Pet-proof your home and make it a safe place for your dog:

  • lock rooms where your dog shouldn’t have access. Kids’ rooms in particular should be off limits. Small toys are dangerous for dogs because they can be easily swallowed, cause choking or intestinal blockage. If bedrooms are upstairs, you can try to use a baby gate to keep the dog from climbing the staircase;
  • keep all food away from the kitchen counter. Beagles love food, and they’ll do everything they can to get close to something that smells good and tasty. Hide all food in places where your dog can’t reach them and secure all kitchen cabinets;
  • protect the garbage can. A dog should never have access to leftovers, as they can be dangerous for her health. Keep the garbage outside the house, or in an area where your dog can’t reach it;
  • hide all electric wires. Many dogs feel tempted to chew on them, especially when they’re young, causing themselves various injuries.

If you’re planning to keep your Beagle in a crate when you’re not around, make sure you choose a resistant product. These dogs are escape masters, and they usually have a natural ability to get what they want:

#3 You’ll have to keep your dog close all the time

It’s common for a Beagle to let herself be driven by an interesting scent outside the yard. To keep your dog from escaping, you need a high enclosure with a solid base. These dogs are good at climbing and digging, so take all precautions before letting your Beagle alone in the yard.

Thieves are another reason why a Beagle shouldn’t wander on their own. These dogs are friendly with everyone, making them pretty easy to steal. Never let such a dog alone in an unfenced area, and when you take her to the park, always use a leash to keep her close.

Another reason why you should always keep your dog leashed when going outside is that Beagles may not respond to their owners’ calls, being too involved in “hunting”. You can control this bad habit with obedience training, but it seems their instinct is sometimes stronger than what they learn, and they’d rather follow their nose instead of responding to your command.

#4 It’s play time… all the time

Beagles have a lot of energy and they love to play, which makes them suitable for families with children of all ages. But this also means you need to keep up with your dog’s exercise needs. Take her for a 30-minute walk once or twice a day, and make time to play with her outside at least four or five times a week.

These dogs are often called “a nose on four legs” and are included in the hound group by the American Kennel Club. They need mental stimulation and enjoy playing hunting games, where they can use their specific abilities.
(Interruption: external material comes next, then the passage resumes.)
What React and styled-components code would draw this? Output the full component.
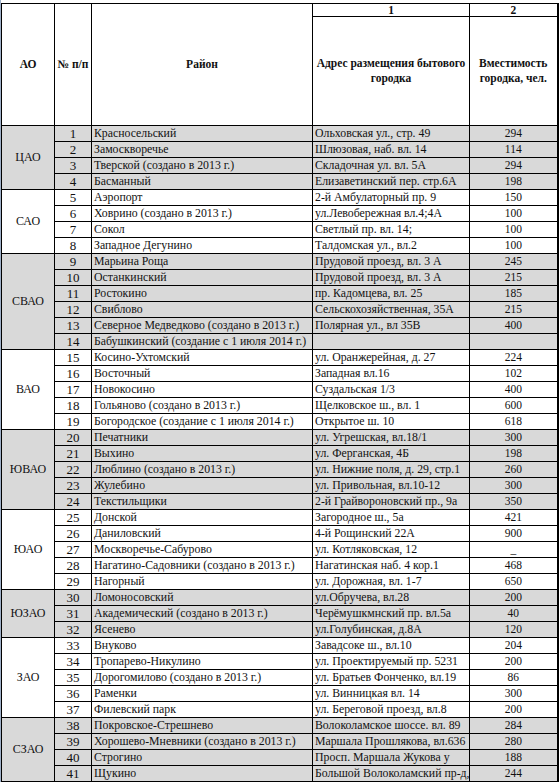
import React from 'react';
import styled, { createGlobalStyle } from 'styled-components';

const groups = [
  {
    ao: 'ЦАО',
    shade: true,
    rows: [
      [1, 'Красносельский', 'Ольховская ул., стр. 49', '294'],
      [2, 'Замоскворечье', 'Шлюзовая, наб. вл. 14', '114'],
      [3, 'Тверской (создано в 2013 г.)', 'Складочная ул. вл. 5А', '294'],
      [4, 'Басманный', 'Елизаветинский пер. стр.6А', '198'],
    ],
  },
  {
    ao: 'САО',
    shade: false,
    rows: [
      [5, 'Аэропорт', '2-й Амбулаторный пр. 9', '150'],
      [6, 'Ховрино (создано в 2013 г.)', 'ул.Левобережная вл.4;4А', '100'],
      [7, 'Сокол', 'Светлый пр. вл. 14;', '100'],
      [8, 'Западное Дегунино', 'Талдомская ул., вл.2', '100'],
    ],
  },
  {
    ao: 'СВАО',
    shade: true,
    rows: [
      [9, 'Марьина Роща', 'Прудовой проезд, вл. 3 А', '245'],
      [10, 'Останкинский', 'Прудовой проезд, вл. 3 А', '215'],
      [11, 'Ростокино', 'пр. Кадомцева, вл. 25', '185'],
      [12, 'Свиблово', 'Сельскохозяйственная, 35А', '215'],
      [13, 'Северное Медведково (создано в 2013 г.)', 'Полярная ул., вл 35В', '400'],
      [14, 'Бабушкинский (создание с 1 июля 2014 г.)', '', ''],
    ],
  },
  {
    ao: 'ВАО',
    shade: false,
    rows: [
      [15, 'Косино-Ухтомский', 'ул. Оранжерейная, д. 27', '224'],
      [16, 'Восточный', 'Западная вл.16', '102'],
      [17, 'Новокосино', 'Суздальская 1/3', '400'],
      [18, 'Гольяново (создано в 2013 г.)', 'Щелковское ш., вл. 1', '600'],
      [19, 'Богородское (создание с 1 июля 2014 г.)', 'Открытое ш. 10', '618'],
    ],
  },
  {
    ao: 'ЮВАО',
    shade: true,
    rows: [
      [20, 'Печатники', 'ул. Угрешская, вл.18/1', '300'],
      [21, 'Выхино', 'ул. Ферганская, 4Б', '198'],
      [22, 'Люблино (создано в 2013 г.)', 'ул. Нижние поля, д. 29, стр.1', '260'],
      [23, 'Жулебино', 'ул. Привольная, вл.10-12', '300'],
      [24, 'Текстильщики', '2-й Грайвороновский пр., 9а', '350'],
    ],
  },
  {
    ao: 'ЮАО',
    shade: false,
    rows: [
      [25, 'Донской', 'Загородное ш., 5а', '421'],
      [26, 'Даниловский', '4-й Рощинский 22А', '900'],
      [27, 'Москворечье-Сабурово', 'ул. Котляковская, 12', '_'],
      [28, 'Нагатино-Садовники (создано в 2013 г.)', 'Нагатинская наб. 4 кор.1', '468'],
      [29, 'Нагорный', 'ул. Дорожная, вл. 1-7', '650'],
    ],
  },
  {
    ao: 'ЮЗАО',
    shade: true,
    rows: [
      [30, 'Ломоносовский', 'ул.Обручева, вл.28', '200'],
      [31, 'Академический (создано в 2013 г.)', 'Черёмушкмнский пр. вл.5а', '40'],
      [32, 'Ясенево', 'ул.Голубинская, д.8А', '120'],
    ],
  },
  {
    ao: 'ЗАО',
    shade: false,
    rows: [
      [33, 'Внуково', 'Завадсоке ш., вл.10', '204'],
      [34, 'Тропарево-Никулино', 'ул. Проектируемый пр. 5231', '200'],
      [35, 'Дорогомилово (создано в 2013 г.)', 'ул. Братьев Фонченко, вл.19', '86'],
      [36, 'Раменки', 'ул. Винницкая вл. 14', '300'],
      [37, 'Филевский парк', 'ул. Береговой проезд, вл.8', '200'],
    ],
  },
  {
    ao: 'СЗАО',
    shade: true,
    rows: [
      [38, 'Покровское-Стрешнево', 'Волоколамское шоссе. вл. 89', '284'],
      [39, 'Хорошево-Мневники (создано в 2013 г.)', 'Маршала Прошлякова, вл.636', '280'],
      [40, 'Строгино', 'Просп. Маршала Жукова у', '188'],
      [41, 'Щукино', 'Большой Волоколамский пр-д,', '244'],
    ],
  },
];

// column widths, px
const columns = [53, 37, 221, 157, 88];

function App() {
  return (
    <>
      <GlobalStyle />
      <Page>
        <Sheet>
          <colgroup>
            {columns.map((w, i) => (
              <Col key={i} $w={w} />
            ))}
          </colgroup>
          <thead>
            <IndexRow>
              <HeadCell rowSpan={2}>АО</HeadCell>
              <HeadCell rowSpan={2}>№ п/п</HeadCell>
              <HeadCell rowSpan={2}>Район</HeadCell>
              <IndexCell>1</IndexCell>
              <IndexCell>2</IndexCell>
            </IndexRow>
            <TitleRow>
              <HeadCell>
                Адрес размещения бытового
                <br />
                городка
              </HeadCell>
              <HeadCell>
                Вместимость
                <br />
                городка, чел.
              </HeadCell>
            </TitleRow>
          </thead>
          <tbody>
            {groups.map(group =>
              group.rows.map(([num, district, address, size], i) => (
                <Row key={num} $shade={group.shade}>
                  {i === 0 && (
                    <AoCell rowSpan={group.rows.length} $shade={group.shade}>
                      {group.ao}
                    </AoCell>
                  )}
                  <NumCell>{num}</NumCell>
                  <TextCell>{district}</TextCell>
                  <TextCell>{address}</TextCell>
                  <CapCell>{size}</CapCell>
                </Row>
              ))
            )}
          </tbody>
        </Sheet>
      </Page>
    </>
  );
}

export default App;

const serif = `'Liberation Serif', 'Times New Roman', serif`;

const GlobalStyle = createGlobalStyle`
  html, body {
    margin: 0;
    padding: 0;
    background: #fff;
    font-family: ${serif};
  }
`;

const Page = styled.div`
  width: 559px;
  height: 782px;
  overflow: hidden;
  padding-top: 3px;
  box-sizing: border-box;
  border-left: 1px solid #9fb0c8;
  font-family: ${serif};
  color: #111;
`;

const Sheet = styled.table`
  border-collapse: collapse;
  table-layout: fixed;
  width: 557px;
  border-right: 2px solid #000;
  font-family: ${serif};
`;

const Col = styled.col`
  width: ${({ $w }) => $w}px;
`;

const IndexRow = styled.tr`
  height: 13px;
`;

const TitleRow = styled.tr`
  height: 109px;
`;

const HeadCell = styled.th`
  border: 1px solid #000;
  padding: 0 2px;
  font-family: ${serif};
  font-size: 11.5px;
  font-weight: bold;
  line-height: 15px;
  text-align: center;
  vertical-align: middle;
  white-space: nowrap;
`;

const IndexCell = styled(HeadCell)`
  line-height: 11px;
`;

const Row = styled.tr`
  height: 16px;
  background: ${({ $shade }) => ($shade ? '#d9d9d9' : '#fff')};
`;

const Cell = styled.td`
  border: 1px solid #000;
  padding: 0;
  height: 15px;
  line-height: 15px;
  font-family: ${serif};
  font-size: 11.8px;
  white-space: nowrap;
  overflow: visible;
  vertical-align: bottom;
`;

const AoCell = styled(Cell)`
  text-align: center;
  vertical-align: middle;
  font-size: 12px;
  background: ${({ $shade }) => ($shade ? '#d9d9d9' : '#fff')};
`;

const NumCell = styled(Cell)`
  text-align: center;
  font-size: 13px;
`;

const TextCell = styled(Cell)`
  padding-left: 2px;
`;

const CapCell = styled(Cell)`
  text-align: center;
  font-size: 11.5px;
`;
Without exercise, your Beagle will get bored and develop bad habits to keep herself busy, such as chewing, jumping or biting. The lack of exercise can also cause obesity, which has serious side effects, such as:

  • heart disease;
  • diabetes;
  • arthritis;
  • immune disorders;
  • torn ligaments.

#5 You must have patient neighbours

Being a small dog, a Beagle can thrive in a small apartment if she gets enough exercise. However, your dog can become a real challenge if you don’t dedicate enough time and energy to her. Beagles make a lot of noise. Some owners say it’s a habit caused by boredom, but the fact is these dogs have three different barks, each one with a specific significance:

  • regular bark – which they usually use to let you know someone’s approaching;
  • yowl – used when they’ve picked an interesting scent;
  • howl – used when they’re bored or sad.

Excessive barking can be controlled through training, but your dog will continue to communicate using her natural talent for communication.
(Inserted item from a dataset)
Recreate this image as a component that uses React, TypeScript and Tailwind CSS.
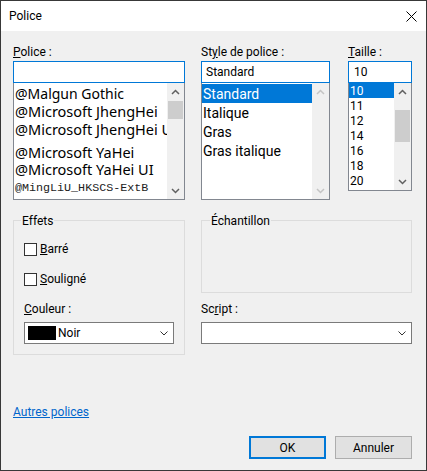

#6 You need to find a serious breeder

Beagles are funny, playful and intelligent, but they’re also independent and sometimes stubborn. Furthermore, they’re prone to a series of genetic health conditions, so you should get a puppy from a reputable breeder, who can give you information about her parents.

You can find a good breeder through the National Beagle Club of America, the American Kennel Club, the Beagle Club, or the Canadian Beagle Club.


Beagles are great family dogs that do well with children. But they’re also noisy, hard to housebreak, and very active. You need to dedicate a lot of time to keep such a dog happy and healthy, so if you’re always busy and almost never home, then a Beagle is not the right dog for you.